Weinstein Hall is one of the 21 residence halls available to NYU students and one of the 10 first-year residence halls. Many of the residence halls at NYU are former apartment buildings that were remodeled after they were acquired by the university. Students who want to learn more about a specific hall can visit the Office of Residential Life’s YouTube Channel for tours of each hall.

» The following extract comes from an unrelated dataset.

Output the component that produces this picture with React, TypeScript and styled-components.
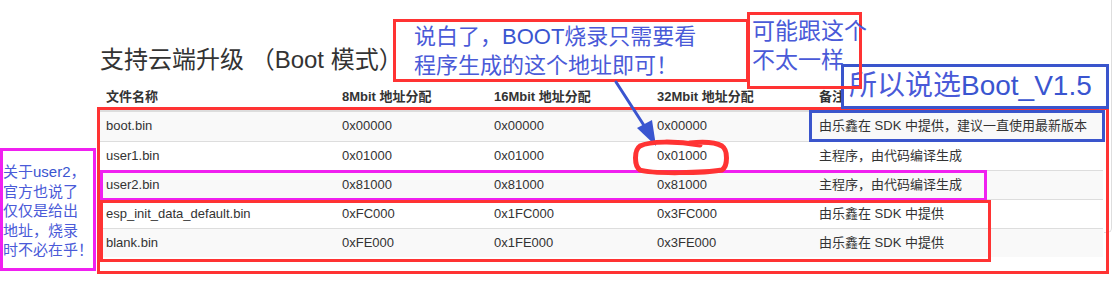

Residence halls at NYU are either traditional or apartment style. Traditional style rooms can be either two people sharing one bathroom or a suite-style space, where four or six students share a common space and bathroom. Apartment style residence halls are apartments that have a common space, a shared bathroom, and a full kitchen.
Weinstein Hall with Mary
A Living and Learning Community
All residential first year students live in FYRE (First Year Residential Experience) halls. FYRE is designed to help students transition to campus, build community, and acclimate to New York City. In addition, on every floor students will have a Resident Assistant (RA), an upperclass student who organizes events and outings for the students on the floor. Students will also have access to live-in professional staff members. Each hall has a Residence Hall Director, a Residence Hall Assistant Director, and a Resource Center Manager. They are full-time staff members who oversee the Res and ensure the building is a happy and healthy community for all.

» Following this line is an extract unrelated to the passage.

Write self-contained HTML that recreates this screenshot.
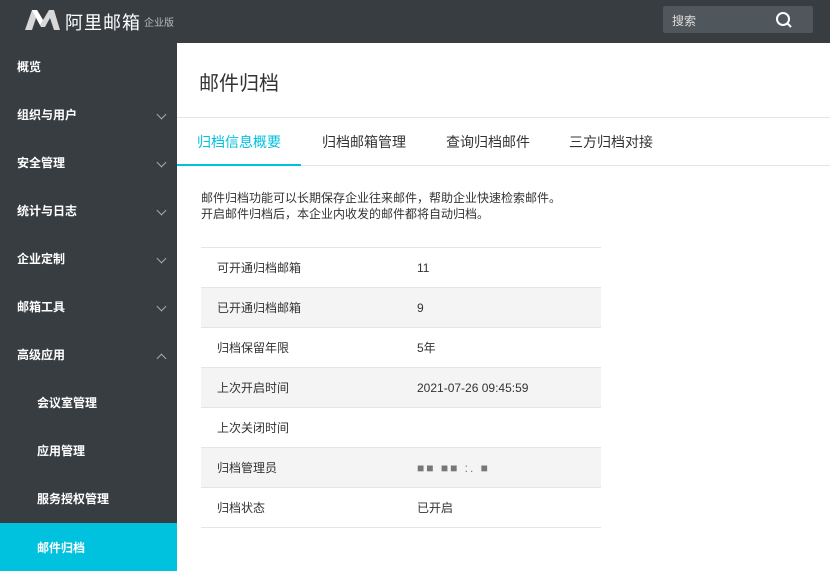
<!DOCTYPE html><html><head><meta charset="utf-8"><style>
*{margin:0;padding:0;box-sizing:border-box}
body{width:830px;height:559px;overflow:hidden;font-family:"Liberation Sans","Noto Sans CJK SC",sans-serif;background:#fff;position:relative}
.top{position:absolute;left:0;top:0;width:830px;height:43px;background:#373d41}
.side{position:absolute;left:0;top:43px;width:177px;height:516px;background:#373d41}
.it{height:48px;line-height:48px;color:#fff;font-size:12px;font-weight:bold;padding-left:17px;position:relative}
.it.sub{padding-left:37px}
.it.act{background:#00c1de}
.chev{position:absolute;right:12px;top:20px;width:7px;height:7px;border-right:1px solid #aaa;border-bottom:1px solid #aaa;transform:rotate(45deg)}
.chev.up{transform:rotate(-135deg);top:24px}
.main{position:absolute;left:177px;top:43px;width:653px;height:516px}
h1{position:absolute;left:22px;top:24px;font-size:20px;font-weight:normal;color:#333}
.tabs{position:absolute;left:0;top:74px;width:653px;height:49px;border-top:1px solid #e5e5e5;border-bottom:1px solid #e5e5e5}
.tab{position:absolute;top:0;height:48px;line-height:48px;font-size:14px;color:#333}
.tab.on{color:#00c1de;border-bottom:2px solid #00c1de;left:0;width:124px;text-align:center}
.desc{position:absolute;left:24px;top:147px;font-size:12px;line-height:16px;color:#333}
table{position:absolute;left:24px;top:204px;width:400px;border-collapse:collapse;font-size:12px;color:#333}
td{height:40px;border-top:1px solid #e5e5e5;border-bottom:1px solid #e5e5e5}
td:first-child{padding-left:16px;width:216px}
tr:nth-child(even) td{background:#f4f4f4}
</style></head><body>
<div class="top">
<svg style="position:absolute;left:25px;top:9px" width="35" height="22" viewBox="0 0 35 22"><path d="M0 21L7 1h5l6 10 6-10h5l6 20h-6l-4-12-5 9h-4l-5-9-4 12z" fill="#d8d8d8"/><path d="M7 1h5l6 10-3 5z" fill="#fff"/></svg>
<span style="position:absolute;left:65px;top:9px;color:#fff;font-size:18px;letter-spacing:1px">阿里邮箱</span>
<span style="position:absolute;left:144px;top:14px;color:#bbb;font-size:10px">企业版</span>
<div style="position:absolute;left:663px;top:6px;width:150px;height:27px;background:#4f565c;border-radius:2px"><span style="position:absolute;left:9px;top:6px;color:#ddd;font-size:12px">搜索</span>
<svg style="position:absolute;left:112px;top:5px" width="18" height="18" viewBox="0 0 18 18"><circle cx="8" cy="8" r="6" fill="none" stroke="#fff" stroke-width="2"/><path d="M12.5 12.5L16 16" stroke="#fff" stroke-width="2"/></svg></div>
</div>
<div class="side">
<div class="it">概览</div>
<div class="it">组织与用户<i class="chev"></i></div>
<div class="it">安全管理<i class="chev"></i></div>
<div class="it">统计与日志<i class="chev"></i></div>
<div class="it">企业定制<i class="chev"></i></div>
<div class="it">邮箱工具<i class="chev"></i></div>
<div class="it">高级应用<i class="chev up"></i></div>
<div class="it sub">会议室管理</div>
<div class="it sub">应用管理</div>
<div class="it sub">服务授权管理</div>
<div class="it sub act" style="line-height:46px;padding-top:2px">邮件归档</div>
</div>
<div class="main">
<h1>邮件归档</h1>
<div class="tabs">
<div class="tab on">归档信息概要</div>
<div class="tab" style="left:145px">归档邮箱管理</div>
<div class="tab" style="left:269px">查询归档邮件</div>
<div class="tab" style="left:392px">三方归档对接</div>
</div>
<div class="desc">邮件归档功能可以长期保存企业往来邮件，帮助企业快速检索邮件。<br>开启邮件归档后，本企业内收发的邮件都将自动归档。</div>
<table>
<tr><td>可开通归档邮箱</td><td>11</td></tr>
<tr><td>已开通归档邮箱</td><td>9</td></tr>
<tr><td>归档保留年限</td><td>5年</td></tr>
<tr><td>上次开启时间</td><td>2021-07-26 09:45:59</td></tr>
<tr><td>上次关闭时间</td><td></td></tr>
<tr><td>归档管理员</td><td><span style="color:#777;letter-spacing:2px">■■ ■■ :. ■</span></td></tr>
<tr><td>归档状态</td><td>已开启</td></tr>
</table>
</div>
</body></html>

Meal Plans and Dining Halls
All first-year students who live in campus housing are required to have a meal plan. Meal plans provide students with meal swipes and dining dollars. A meal swipe is considered one full meal that students can purchase at one of the 11 dining halls. While dining dollars function like a debit card, allowing students to purchase smaller bites that may not comprise a full meal. While some residence halls have dining halls within them, no residence hall is more than an 8-minute walk from the nearest dining hall. Additionally, NYU’s dining halls are able to cater to all dietary restrictions and students should feel free to communicate with dining hall staff if they are concerned about having their dietary needs met.